─── PROVIDED RECORDS

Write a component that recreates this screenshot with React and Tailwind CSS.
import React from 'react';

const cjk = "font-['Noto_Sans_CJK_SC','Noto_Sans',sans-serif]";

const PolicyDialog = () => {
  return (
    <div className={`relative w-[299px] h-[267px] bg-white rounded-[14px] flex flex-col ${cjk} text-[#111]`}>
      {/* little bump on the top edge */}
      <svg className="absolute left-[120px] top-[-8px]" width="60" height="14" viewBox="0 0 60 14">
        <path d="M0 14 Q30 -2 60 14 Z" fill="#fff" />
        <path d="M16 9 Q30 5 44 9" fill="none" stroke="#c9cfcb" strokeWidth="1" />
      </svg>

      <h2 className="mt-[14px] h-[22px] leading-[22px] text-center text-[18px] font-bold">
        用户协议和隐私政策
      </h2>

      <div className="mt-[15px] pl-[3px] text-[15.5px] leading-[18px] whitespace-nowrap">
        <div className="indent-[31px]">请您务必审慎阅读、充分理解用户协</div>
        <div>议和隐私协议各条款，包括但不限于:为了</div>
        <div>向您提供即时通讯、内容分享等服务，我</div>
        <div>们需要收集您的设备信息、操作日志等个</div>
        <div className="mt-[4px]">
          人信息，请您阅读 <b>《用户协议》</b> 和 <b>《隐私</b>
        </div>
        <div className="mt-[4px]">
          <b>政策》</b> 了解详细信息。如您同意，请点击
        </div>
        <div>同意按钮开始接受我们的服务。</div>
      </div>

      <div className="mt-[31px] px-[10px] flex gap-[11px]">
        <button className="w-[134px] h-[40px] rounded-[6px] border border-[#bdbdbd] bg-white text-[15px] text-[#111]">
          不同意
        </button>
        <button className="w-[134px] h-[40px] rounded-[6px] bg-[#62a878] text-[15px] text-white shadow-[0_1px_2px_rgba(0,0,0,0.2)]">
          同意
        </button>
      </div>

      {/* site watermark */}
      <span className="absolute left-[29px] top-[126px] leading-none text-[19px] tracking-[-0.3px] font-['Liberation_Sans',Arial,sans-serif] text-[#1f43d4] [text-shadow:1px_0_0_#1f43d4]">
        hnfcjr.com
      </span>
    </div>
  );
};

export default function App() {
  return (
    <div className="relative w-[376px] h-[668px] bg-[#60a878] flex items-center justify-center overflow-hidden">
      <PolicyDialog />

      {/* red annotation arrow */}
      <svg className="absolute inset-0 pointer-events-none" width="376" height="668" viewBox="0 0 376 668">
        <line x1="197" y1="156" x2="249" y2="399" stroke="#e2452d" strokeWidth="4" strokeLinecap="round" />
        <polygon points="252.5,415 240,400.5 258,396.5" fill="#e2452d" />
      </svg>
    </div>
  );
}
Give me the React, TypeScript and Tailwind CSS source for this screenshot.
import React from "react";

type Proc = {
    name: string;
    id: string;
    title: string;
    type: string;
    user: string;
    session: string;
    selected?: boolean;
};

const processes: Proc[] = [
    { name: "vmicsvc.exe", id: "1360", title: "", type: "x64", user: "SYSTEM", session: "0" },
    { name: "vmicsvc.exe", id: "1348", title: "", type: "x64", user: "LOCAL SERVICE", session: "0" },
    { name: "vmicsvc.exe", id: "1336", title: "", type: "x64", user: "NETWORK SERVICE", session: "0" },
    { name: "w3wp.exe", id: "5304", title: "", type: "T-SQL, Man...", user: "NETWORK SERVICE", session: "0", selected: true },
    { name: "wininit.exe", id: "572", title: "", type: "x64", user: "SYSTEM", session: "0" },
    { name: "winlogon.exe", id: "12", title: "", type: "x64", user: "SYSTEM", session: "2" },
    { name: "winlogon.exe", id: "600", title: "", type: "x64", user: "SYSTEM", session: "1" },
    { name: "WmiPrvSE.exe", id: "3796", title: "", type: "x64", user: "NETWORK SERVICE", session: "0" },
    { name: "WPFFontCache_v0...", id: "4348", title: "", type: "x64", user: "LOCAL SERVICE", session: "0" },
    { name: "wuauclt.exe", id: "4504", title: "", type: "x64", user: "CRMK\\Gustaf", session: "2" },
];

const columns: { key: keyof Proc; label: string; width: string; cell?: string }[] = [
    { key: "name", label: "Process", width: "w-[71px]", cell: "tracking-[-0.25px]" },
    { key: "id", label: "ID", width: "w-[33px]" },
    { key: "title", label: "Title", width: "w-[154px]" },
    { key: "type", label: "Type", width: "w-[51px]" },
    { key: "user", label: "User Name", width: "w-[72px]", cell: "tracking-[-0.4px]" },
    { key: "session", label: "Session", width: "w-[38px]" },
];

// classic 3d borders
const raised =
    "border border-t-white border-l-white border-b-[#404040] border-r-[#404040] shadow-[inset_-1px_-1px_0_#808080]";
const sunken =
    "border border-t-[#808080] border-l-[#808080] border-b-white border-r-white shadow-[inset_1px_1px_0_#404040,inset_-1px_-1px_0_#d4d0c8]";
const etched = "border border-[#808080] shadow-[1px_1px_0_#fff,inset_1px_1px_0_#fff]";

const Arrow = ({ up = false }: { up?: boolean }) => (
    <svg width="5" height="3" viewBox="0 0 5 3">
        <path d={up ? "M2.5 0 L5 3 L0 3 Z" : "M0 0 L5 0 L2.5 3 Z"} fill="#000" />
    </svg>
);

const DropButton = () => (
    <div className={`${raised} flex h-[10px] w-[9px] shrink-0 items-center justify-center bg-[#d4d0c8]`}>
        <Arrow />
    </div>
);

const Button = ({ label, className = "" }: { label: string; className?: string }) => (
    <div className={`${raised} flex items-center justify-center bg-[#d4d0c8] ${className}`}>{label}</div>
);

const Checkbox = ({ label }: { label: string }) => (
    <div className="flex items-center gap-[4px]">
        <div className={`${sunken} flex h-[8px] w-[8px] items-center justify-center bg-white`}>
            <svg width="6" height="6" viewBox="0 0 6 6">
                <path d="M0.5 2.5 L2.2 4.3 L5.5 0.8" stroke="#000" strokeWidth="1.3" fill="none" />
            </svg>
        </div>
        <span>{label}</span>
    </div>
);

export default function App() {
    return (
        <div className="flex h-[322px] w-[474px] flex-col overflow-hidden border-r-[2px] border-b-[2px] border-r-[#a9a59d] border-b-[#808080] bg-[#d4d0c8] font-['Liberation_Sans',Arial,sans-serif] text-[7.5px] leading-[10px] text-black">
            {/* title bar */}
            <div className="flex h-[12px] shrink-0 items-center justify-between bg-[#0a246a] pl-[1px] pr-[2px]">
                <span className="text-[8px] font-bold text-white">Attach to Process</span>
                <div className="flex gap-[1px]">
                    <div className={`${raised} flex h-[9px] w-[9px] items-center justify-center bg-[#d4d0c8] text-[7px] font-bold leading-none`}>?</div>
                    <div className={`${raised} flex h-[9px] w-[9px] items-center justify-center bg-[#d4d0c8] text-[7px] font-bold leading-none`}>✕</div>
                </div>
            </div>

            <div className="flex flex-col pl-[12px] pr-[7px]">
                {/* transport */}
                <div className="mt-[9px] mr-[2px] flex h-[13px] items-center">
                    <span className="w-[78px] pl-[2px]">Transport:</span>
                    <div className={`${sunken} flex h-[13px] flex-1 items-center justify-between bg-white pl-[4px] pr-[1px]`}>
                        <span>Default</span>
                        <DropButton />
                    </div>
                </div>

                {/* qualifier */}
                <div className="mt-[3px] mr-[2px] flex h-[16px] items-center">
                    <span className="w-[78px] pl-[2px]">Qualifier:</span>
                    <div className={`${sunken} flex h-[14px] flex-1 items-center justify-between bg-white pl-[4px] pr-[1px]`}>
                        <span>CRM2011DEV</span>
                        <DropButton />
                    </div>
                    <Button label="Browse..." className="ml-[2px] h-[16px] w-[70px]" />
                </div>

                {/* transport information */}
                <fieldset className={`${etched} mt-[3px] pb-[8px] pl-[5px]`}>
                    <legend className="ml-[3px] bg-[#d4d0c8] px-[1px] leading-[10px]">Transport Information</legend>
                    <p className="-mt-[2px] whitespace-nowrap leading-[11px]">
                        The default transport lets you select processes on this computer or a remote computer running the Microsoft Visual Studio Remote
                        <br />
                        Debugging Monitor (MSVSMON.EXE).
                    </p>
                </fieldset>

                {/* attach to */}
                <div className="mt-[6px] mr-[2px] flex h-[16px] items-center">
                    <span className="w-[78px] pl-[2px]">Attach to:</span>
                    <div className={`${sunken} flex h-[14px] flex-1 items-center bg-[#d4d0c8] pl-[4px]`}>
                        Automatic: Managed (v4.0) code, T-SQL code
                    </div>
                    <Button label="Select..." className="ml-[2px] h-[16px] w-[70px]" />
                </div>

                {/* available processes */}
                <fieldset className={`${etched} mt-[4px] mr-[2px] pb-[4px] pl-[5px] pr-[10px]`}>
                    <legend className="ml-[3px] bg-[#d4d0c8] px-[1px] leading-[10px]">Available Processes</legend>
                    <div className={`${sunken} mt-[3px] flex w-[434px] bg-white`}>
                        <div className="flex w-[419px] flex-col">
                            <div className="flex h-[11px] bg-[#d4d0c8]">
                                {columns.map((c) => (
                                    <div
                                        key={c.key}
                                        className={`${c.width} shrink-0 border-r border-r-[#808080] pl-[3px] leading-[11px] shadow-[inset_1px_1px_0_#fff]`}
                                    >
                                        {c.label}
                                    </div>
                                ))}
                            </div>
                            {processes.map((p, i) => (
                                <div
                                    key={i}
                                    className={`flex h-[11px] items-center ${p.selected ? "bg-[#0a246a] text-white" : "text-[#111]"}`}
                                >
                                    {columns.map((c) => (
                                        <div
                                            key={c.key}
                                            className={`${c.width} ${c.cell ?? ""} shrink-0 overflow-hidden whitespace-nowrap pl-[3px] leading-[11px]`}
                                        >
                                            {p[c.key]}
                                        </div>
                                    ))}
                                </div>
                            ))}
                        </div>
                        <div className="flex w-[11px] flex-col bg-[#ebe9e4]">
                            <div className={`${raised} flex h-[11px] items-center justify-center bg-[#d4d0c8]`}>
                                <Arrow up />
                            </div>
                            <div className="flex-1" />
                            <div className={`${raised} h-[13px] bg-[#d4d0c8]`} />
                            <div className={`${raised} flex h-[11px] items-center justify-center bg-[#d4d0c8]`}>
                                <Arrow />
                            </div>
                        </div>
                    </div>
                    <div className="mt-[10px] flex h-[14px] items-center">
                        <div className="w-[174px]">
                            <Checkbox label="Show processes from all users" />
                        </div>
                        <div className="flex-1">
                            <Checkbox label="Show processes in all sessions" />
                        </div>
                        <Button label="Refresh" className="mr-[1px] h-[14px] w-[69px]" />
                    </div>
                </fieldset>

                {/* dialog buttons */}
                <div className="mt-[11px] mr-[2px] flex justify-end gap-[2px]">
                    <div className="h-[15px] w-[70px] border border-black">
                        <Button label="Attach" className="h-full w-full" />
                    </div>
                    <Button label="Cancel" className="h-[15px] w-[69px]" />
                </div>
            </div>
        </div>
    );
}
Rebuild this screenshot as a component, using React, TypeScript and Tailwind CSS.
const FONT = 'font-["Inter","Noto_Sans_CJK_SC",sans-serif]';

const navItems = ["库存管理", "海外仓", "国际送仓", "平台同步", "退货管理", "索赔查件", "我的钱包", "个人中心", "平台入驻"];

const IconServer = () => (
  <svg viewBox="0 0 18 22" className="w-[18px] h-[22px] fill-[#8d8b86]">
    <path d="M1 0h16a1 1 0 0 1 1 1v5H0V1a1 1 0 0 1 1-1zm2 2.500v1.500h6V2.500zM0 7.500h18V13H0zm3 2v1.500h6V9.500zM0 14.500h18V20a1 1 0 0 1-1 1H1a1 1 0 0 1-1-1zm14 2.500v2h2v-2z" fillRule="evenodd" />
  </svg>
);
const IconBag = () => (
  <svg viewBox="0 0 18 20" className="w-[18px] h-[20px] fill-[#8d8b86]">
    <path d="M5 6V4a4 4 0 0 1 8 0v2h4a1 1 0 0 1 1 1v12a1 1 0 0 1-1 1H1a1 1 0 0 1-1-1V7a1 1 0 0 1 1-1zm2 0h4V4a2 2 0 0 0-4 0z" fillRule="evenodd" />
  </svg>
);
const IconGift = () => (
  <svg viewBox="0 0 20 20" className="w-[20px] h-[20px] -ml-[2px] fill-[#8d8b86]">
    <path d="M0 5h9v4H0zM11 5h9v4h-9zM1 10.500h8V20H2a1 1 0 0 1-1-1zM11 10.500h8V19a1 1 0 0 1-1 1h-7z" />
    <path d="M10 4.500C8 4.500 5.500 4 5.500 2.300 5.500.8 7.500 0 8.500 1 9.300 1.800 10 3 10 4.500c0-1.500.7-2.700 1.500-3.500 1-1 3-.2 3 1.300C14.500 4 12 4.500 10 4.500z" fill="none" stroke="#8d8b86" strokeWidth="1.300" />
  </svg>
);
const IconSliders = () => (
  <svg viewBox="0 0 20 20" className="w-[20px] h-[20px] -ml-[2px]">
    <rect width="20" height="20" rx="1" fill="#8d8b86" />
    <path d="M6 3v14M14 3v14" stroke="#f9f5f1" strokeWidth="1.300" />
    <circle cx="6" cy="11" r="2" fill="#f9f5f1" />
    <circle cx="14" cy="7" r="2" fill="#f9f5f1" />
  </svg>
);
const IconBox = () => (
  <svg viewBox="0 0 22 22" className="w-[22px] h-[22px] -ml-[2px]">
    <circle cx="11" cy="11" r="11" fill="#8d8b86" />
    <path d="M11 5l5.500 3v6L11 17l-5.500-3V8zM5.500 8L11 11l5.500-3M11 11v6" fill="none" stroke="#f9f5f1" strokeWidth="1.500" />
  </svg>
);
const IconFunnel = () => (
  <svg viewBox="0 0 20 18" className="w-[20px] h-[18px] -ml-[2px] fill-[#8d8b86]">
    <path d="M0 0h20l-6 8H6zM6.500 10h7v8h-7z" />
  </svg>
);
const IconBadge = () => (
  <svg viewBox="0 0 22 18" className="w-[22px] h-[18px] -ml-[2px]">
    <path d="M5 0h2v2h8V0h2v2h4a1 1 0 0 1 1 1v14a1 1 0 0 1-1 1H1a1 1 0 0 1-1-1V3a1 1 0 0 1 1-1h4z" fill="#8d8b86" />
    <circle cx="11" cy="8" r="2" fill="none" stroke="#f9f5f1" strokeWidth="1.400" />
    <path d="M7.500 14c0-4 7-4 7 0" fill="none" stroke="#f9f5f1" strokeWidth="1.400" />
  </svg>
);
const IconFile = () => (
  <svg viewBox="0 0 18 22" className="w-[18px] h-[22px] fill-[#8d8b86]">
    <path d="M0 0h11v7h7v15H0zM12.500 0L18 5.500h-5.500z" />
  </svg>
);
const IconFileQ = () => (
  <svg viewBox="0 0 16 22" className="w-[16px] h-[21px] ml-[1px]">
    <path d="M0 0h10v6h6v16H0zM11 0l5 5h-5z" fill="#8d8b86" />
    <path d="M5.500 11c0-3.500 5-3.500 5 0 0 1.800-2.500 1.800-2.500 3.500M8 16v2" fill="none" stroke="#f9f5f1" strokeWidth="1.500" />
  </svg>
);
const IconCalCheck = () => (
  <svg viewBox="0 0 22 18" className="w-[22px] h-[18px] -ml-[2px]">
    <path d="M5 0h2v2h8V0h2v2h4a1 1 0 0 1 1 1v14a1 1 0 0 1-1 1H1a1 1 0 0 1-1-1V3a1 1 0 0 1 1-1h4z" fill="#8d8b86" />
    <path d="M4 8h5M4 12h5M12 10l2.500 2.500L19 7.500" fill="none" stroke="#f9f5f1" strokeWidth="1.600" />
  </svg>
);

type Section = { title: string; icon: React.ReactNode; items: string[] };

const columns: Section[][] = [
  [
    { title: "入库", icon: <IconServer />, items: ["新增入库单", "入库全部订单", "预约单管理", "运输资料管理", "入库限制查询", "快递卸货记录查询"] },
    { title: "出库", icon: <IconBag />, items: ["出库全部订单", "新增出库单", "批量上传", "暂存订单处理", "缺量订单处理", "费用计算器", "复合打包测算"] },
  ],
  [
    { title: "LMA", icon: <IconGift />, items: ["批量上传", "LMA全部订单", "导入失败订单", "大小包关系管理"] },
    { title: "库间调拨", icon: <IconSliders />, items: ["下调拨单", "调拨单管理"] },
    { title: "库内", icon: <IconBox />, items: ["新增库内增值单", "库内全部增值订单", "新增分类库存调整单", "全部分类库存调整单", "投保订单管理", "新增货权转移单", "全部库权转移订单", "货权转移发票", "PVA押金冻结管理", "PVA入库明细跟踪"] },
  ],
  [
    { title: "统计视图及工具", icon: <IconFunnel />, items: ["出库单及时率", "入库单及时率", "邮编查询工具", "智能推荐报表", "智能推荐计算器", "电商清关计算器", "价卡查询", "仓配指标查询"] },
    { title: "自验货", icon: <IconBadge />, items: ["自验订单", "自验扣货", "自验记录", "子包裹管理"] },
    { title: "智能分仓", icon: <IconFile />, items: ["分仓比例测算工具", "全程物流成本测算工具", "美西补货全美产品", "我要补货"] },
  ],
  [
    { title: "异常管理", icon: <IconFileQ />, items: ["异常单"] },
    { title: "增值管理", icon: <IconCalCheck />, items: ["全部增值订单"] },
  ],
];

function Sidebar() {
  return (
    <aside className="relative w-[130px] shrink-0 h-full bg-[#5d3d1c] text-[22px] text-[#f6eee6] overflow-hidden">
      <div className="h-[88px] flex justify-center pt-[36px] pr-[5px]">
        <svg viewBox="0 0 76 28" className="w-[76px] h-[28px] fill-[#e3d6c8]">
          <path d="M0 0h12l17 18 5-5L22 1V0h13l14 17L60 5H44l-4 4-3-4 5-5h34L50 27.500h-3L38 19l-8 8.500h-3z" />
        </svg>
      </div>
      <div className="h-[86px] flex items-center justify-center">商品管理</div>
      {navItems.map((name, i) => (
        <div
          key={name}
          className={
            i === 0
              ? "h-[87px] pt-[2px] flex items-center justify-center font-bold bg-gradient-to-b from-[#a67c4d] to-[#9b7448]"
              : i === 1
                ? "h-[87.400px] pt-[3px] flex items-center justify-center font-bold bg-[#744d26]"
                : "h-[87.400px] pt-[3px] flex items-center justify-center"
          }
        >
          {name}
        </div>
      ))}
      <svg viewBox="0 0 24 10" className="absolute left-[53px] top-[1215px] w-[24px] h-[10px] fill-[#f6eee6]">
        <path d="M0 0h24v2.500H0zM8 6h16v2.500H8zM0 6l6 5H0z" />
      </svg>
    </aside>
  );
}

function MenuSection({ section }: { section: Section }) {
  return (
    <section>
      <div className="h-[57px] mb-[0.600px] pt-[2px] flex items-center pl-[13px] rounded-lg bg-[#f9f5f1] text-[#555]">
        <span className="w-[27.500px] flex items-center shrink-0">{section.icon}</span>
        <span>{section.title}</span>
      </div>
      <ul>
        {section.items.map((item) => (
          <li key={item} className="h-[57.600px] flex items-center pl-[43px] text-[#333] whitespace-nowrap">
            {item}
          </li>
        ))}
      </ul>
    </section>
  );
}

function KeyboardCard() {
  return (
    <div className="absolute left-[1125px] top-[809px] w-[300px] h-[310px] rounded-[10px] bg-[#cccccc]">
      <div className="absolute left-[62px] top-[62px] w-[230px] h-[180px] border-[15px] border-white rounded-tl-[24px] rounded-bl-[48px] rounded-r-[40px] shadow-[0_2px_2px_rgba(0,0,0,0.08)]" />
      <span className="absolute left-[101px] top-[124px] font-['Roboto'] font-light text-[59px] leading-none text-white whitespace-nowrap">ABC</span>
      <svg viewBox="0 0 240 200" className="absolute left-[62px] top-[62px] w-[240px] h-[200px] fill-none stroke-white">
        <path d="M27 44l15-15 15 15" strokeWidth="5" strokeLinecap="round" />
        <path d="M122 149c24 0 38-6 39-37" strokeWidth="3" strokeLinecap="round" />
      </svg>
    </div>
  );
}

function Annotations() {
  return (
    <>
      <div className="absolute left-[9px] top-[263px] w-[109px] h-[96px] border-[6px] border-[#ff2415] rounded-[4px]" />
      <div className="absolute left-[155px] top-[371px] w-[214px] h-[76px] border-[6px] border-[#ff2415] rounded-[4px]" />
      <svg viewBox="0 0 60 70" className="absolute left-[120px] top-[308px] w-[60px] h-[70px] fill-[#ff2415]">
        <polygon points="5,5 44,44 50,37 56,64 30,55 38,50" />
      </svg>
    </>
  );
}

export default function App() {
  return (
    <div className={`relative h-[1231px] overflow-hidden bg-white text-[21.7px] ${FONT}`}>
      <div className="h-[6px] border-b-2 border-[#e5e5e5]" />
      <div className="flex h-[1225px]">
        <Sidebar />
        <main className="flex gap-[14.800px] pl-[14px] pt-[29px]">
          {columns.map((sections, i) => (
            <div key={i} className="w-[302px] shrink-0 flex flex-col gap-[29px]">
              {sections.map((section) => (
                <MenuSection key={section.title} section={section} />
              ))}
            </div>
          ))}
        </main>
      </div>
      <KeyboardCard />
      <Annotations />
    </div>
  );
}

──────

- [SHORT EXERCISE] Filter the entries above down to the lines containing the word "screenshot".

- [EXERCISE SOLUTION]
Write a component that recreates this screenshot with React and Tailwind CSS.
Give me the React, TypeScript and Tailwind CSS source for this screenshot.
Rebuild this screenshot as a component, using React, TypeScript and Tailwind CSS.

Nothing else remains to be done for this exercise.